Frequently Asked Questions
How does mental accounting influence investing?
It causes people to treat money differently based on its origin or purpose, often leading to irrational investment decisions or suboptimal asset allocation.
Can mental accounting ever be beneficial?
Yes, if deliberately used to separate funds for goals like emergency savings or budgeting, it can promote responsible behavior and prevent overspending.
How can I spot mental accounting in my own habits?
Look for situations where you treat windfalls, earnings, or savings differently despite identical value — like spending a bonus frivolously but hoarding paycheck income.
What tools can help manage financial biases?

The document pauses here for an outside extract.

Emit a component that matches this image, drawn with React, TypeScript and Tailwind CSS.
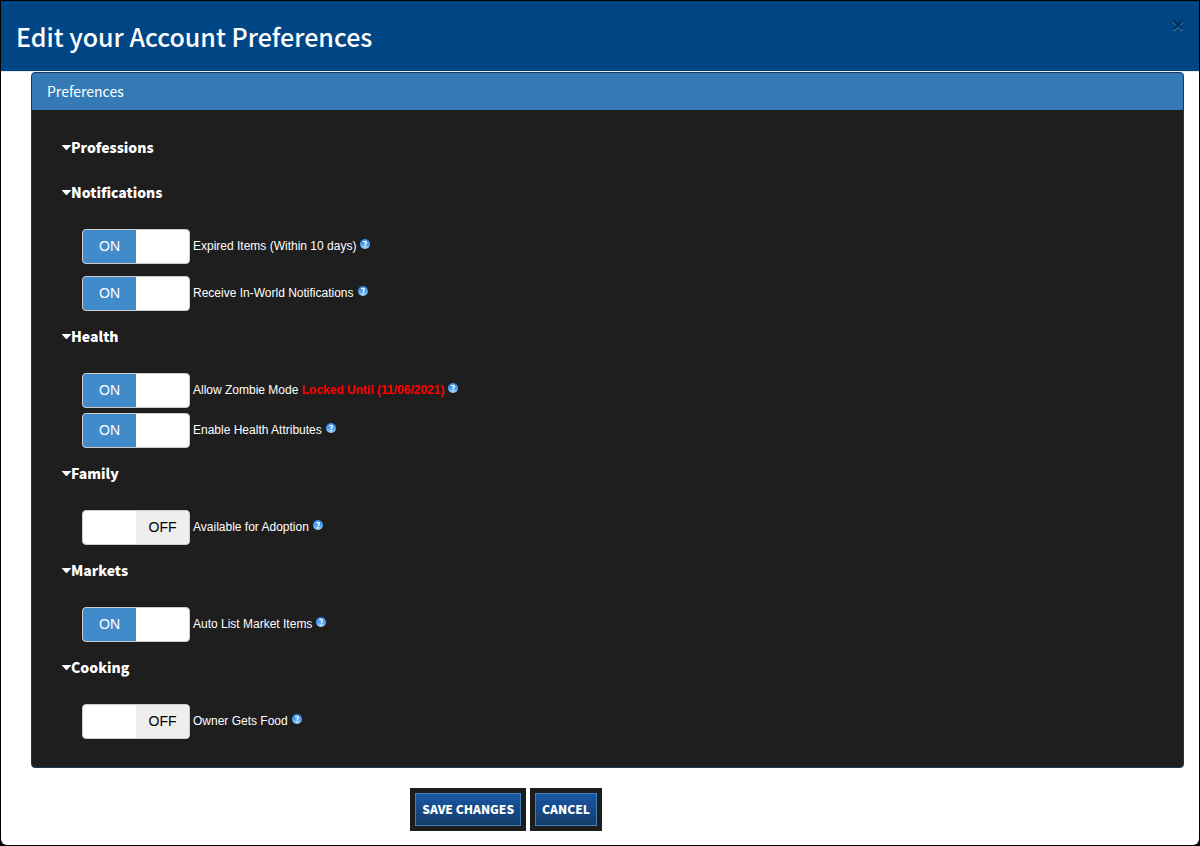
import { useState } from "react"

type Preference = {
  id: string
  label: string
  locked?: string
  on: boolean
}

type Section = {
  title: string
  spacing: string
  items: Preference[]
}

const SECTIONS: Section[] = [
  { title: "Professions", spacing: "gap-3", items: [] },
  {
    title: "Notifications",
    spacing: "gap-3",
    items: [
      { id: "expired", label: "Expired Items (Within 10 days)", on: true },
      { id: "inworld", label: "Receive In-World Notifications", on: true },
    ],
  },
  {
    title: "Health",
    spacing: "gap-[5px]",
    items: [
      { id: "zombie", label: "Allow Zombie Mode", locked: "Locked Until (11/06/2021)", on: true },
      { id: "attributes", label: "Enable Health Attributes", on: true },
    ],
  },
  { title: "Family", spacing: "gap-3", items: [{ id: "adoption", label: "Available for Adoption", on: false }] },
  { title: "Markets", spacing: "gap-3", items: [{ id: "autolist", label: "Auto List Market Items", on: true }] },
  { title: "Cooking", spacing: "gap-3", items: [{ id: "food", label: "Owner Gets Food", on: false }] },
]

function HelpIcon() {
  return (
    <svg className="mb-[6px] ml-1 size-[10px]" viewBox="0 0 10 10" aria-hidden>
      <defs>
        <linearGradient id="help" x1="0" y1="0" x2="0" y2="1">
          <stop offset="0" stopColor="#2f86e0" />
          <stop offset="0.5" stopColor="#4a9df0" />
          <stop offset="1" stopColor="#a5dcff" />
        </linearGradient>
      </defs>
      <circle cx="5" cy="5" r="5" fill="url(#help)" />
      <path d="M3.5 3.2C3.9 1.9 6.5 2 6.5 3.5C6.5 4.6 5.2 4.5 5.2 6" fill="none" stroke="#fff" strokeWidth="1.3" />
      <rect x="4.5" y="6.9" width="1.3" height="1.3" fill="#fff" />
    </svg>
  )
}

function ToggleRow({ item }: { item: Preference }) {
  const [on, setOn] = useState(item.on)

  return (
    <label className="relative flex cursor-pointer items-center text-xs text-white">
      <input
        id={item.id}
        type="checkbox"
        className="sr-only"
        checked={on}
        onChange={(e) => setOn(e.target.checked)}
      />
      <span className="mr-[3px] flex h-[35px] w-[108px] overflow-hidden rounded border border-[#ccc] bg-white text-center text-sm leading-[33px]">
        <span className={on ? "flex-1 bg-[#428bca] text-white" : "flex-1"}>{on && "ON"}</span>
        <span className={on ? "flex-1" : "flex-1 bg-[#eee] text-black"}>{!on && "OFF"}</span>
      </span>
      <span className="pb-0.5">
        {item.label}
        {item.locked && <strong className="text-[#f00]"> {item.locked}</strong>}
      </span>
      <HelpIcon />
    </label>
  )
}

function PreferenceSection({ section }: { section: Section }) {
  const [open, setOpen] = useState(true)

  return (
    <section>
      <h3 className="pb-[9px]">
        <button
          type="button"
          aria-expanded={open}
          onClick={() => setOpen(!open)}
          className="flex h-[22px] items-center font-['Noto_Sans_CJK_SC',sans-serif] text-[14px] leading-[22px] font-black text-white"
        >
          <svg className="h-[5px] w-[9px]" viewBox="0 0 9 5" fill="currentColor" aria-hidden>
            <path d="M0 0H9V0.6L4.9 5H4.1L0 0.6Z" />
          </svg>
          {section.title}
        </button>
      </h3>
      {open && section.items.length > 0 && (
        <div className={`flex flex-col items-start pt-[17px] pl-5 ${section.spacing}`}>
          {section.items.map((item) => (
            <ToggleRow key={item.id} item={item} />
          ))}
        </div>
      )}
    </section>
  )
}

function ActionButton({ children }: { children: string }) {
  return (
    <button
      type="button"
      className="border-[5px] border-[#1c1e1e] font-['Noto_Sans_CJK_SC',sans-serif] text-[12px] font-black text-white"
    >
      <span className="block h-[33px] border border-[#4482bd] bg-linear-to-b from-[#1b57a6] to-[#133d69] px-[6px] leading-[29px]">
        {children}
      </span>
    </button>
  )
}

export default function App() {
  return (
    <main className="min-h-screen bg-black p-px font-['Liberation_Sans',Arial,sans-serif]">
      <div role="dialog" aria-labelledby="title" className="rounded-b-md bg-white pb-[14px]">
        <header className="flex items-start justify-between border-b border-[#e5e5e5] bg-[#004684] px-[15px]">
          <h1
            id="title"
            className="font-['Noto_Sans_CJK_SC',sans-serif] text-[25px] leading-[70px] font-medium text-white"
          >
            Edit your Account Preferences
          </h1>
          <button
            type="button"
            aria-label="Close"
            className="mt-[13px] text-[21px] leading-[21px] font-bold text-black opacity-30 [text-shadow:0_1px_0_#fff]"
          >
            ×
          </button>
        </header>

        <div className="mr-[15px] ml-[30px] overflow-hidden rounded border border-[#163a5e] bg-[#1e1e1e]">
          <h2 className="bg-[#337ab7] px-[15px] font-['Noto_Sans_CJK_SC',sans-serif] text-[14px] leading-[37px] text-white">
            Preferences
          </h2>
          <div className="flex flex-col gap-[14px] px-[30px] pt-[26px] pb-7">
            {SECTIONS.map((section) => (
              <PreferenceSection key={section.title} section={section} />
            ))}
          </div>
        </div>

        <footer className="mt-5 ml-[calc(33.333%+10px)] flex gap-1">
          <ActionButton>SAVE CHANGES</ActionButton>
          <ActionButton>CANCEL</ActionButton>
        </footer>
      </div>
    </main>
  )
}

Automated investment platforms, budgeting apps, or working with a financial advisor can make decision-making more objective.
How is mental accounting different from budgeting?
Budgeting uses logical categories for planning, while mental accounting often stems from emotional or subconscious categorization that may not reflect strategic needs.
Are there cultural influences on mental accounting?
Definitely. Cultural attitudes toward money, saving, and risk vary worldwide, shaping the way people mentally categorize and value their finances.
What’s the first step to breaking bad mental accounting habits?
Awareness. Start by tracking your decisions and identifying patterns—then slowly build systems that encourage rational behavior over emotional reactions.